**Exercise details:** Tell how many lines carry the word "components"; the reply is the number and nothing else.

-- start of Data provided --

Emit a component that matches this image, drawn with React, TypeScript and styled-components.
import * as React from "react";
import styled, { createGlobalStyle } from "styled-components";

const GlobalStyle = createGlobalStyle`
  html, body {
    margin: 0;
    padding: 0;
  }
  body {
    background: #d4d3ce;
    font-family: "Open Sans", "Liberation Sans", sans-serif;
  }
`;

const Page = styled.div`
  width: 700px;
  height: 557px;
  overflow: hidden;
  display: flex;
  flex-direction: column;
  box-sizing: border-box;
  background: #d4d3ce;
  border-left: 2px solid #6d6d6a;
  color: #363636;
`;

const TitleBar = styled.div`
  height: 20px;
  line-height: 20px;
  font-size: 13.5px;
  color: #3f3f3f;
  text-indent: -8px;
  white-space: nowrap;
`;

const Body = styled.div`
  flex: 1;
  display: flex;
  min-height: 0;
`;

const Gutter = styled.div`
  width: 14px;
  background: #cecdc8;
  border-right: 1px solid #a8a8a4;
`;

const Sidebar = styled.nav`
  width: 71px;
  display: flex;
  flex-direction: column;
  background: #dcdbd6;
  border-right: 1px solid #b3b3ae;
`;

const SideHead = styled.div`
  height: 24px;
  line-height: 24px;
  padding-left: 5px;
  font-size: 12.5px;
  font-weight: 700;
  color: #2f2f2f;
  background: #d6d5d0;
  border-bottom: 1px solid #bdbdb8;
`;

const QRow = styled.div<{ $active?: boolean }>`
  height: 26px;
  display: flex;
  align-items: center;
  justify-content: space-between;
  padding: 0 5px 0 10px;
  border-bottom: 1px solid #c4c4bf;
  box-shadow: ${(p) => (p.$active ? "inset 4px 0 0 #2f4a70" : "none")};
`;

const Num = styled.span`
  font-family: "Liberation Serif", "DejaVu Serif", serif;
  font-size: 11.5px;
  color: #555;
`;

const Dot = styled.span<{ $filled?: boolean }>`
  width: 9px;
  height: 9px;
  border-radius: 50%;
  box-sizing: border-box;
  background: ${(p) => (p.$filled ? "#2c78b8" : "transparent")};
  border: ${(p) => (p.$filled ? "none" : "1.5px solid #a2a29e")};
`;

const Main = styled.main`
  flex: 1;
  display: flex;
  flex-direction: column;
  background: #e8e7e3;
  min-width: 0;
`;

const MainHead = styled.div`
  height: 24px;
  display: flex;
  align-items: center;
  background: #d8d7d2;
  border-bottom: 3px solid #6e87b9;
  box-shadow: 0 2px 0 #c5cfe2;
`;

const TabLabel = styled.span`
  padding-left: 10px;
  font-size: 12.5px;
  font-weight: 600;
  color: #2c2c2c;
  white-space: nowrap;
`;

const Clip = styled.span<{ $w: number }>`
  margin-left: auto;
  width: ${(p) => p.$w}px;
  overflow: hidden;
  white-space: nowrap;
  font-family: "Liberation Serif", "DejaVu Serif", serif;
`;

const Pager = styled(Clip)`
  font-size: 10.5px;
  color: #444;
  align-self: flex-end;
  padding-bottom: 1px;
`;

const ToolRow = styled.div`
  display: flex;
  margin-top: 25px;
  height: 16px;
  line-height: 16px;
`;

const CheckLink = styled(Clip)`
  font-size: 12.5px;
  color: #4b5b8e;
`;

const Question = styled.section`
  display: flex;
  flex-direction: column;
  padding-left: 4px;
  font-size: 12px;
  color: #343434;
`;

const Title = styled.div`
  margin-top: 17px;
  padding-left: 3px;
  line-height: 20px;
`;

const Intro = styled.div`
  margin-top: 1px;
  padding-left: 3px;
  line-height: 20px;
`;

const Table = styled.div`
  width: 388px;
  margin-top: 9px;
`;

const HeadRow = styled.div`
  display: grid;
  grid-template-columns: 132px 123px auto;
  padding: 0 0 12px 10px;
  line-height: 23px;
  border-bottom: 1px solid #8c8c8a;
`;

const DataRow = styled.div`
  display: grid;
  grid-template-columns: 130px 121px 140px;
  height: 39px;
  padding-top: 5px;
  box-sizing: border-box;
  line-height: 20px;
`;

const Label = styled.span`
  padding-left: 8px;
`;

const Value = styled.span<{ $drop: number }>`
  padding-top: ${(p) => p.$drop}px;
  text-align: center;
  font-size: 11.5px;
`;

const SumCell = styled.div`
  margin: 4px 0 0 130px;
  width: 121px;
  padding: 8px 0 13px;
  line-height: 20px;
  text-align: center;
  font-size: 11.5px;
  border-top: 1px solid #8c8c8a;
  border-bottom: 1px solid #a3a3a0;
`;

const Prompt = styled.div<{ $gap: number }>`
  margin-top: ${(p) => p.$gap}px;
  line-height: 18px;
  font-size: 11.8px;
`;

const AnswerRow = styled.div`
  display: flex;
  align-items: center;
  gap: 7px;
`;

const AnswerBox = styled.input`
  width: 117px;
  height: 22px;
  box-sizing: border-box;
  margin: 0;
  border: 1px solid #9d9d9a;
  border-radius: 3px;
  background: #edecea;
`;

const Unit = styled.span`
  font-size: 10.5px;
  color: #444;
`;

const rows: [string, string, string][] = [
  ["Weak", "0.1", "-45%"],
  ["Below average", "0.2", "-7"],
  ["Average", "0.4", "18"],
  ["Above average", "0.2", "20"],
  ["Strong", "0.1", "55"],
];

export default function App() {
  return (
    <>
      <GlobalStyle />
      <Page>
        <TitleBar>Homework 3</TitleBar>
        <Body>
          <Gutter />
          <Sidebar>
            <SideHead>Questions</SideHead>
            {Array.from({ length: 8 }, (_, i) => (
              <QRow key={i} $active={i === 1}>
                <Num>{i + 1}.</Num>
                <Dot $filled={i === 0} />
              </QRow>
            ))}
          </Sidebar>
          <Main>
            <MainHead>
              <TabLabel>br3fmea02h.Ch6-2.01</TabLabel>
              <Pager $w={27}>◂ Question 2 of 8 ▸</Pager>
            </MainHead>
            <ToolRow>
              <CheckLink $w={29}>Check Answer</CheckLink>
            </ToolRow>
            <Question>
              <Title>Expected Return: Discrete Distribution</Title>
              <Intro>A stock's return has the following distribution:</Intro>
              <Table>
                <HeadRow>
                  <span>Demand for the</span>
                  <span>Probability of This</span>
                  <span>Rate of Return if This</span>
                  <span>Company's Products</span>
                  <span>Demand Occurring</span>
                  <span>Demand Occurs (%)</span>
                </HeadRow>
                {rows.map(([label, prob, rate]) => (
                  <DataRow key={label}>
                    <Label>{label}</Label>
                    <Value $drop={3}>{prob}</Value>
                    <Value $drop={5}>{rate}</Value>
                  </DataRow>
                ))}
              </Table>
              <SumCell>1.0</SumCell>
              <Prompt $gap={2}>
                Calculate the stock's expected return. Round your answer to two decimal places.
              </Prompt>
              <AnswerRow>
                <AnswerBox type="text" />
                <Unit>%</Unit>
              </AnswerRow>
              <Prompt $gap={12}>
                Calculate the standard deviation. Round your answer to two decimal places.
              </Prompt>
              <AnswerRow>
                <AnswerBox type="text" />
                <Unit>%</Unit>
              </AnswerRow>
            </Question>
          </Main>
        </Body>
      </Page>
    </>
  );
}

-- end of Data provided --

**Finished answer:** 2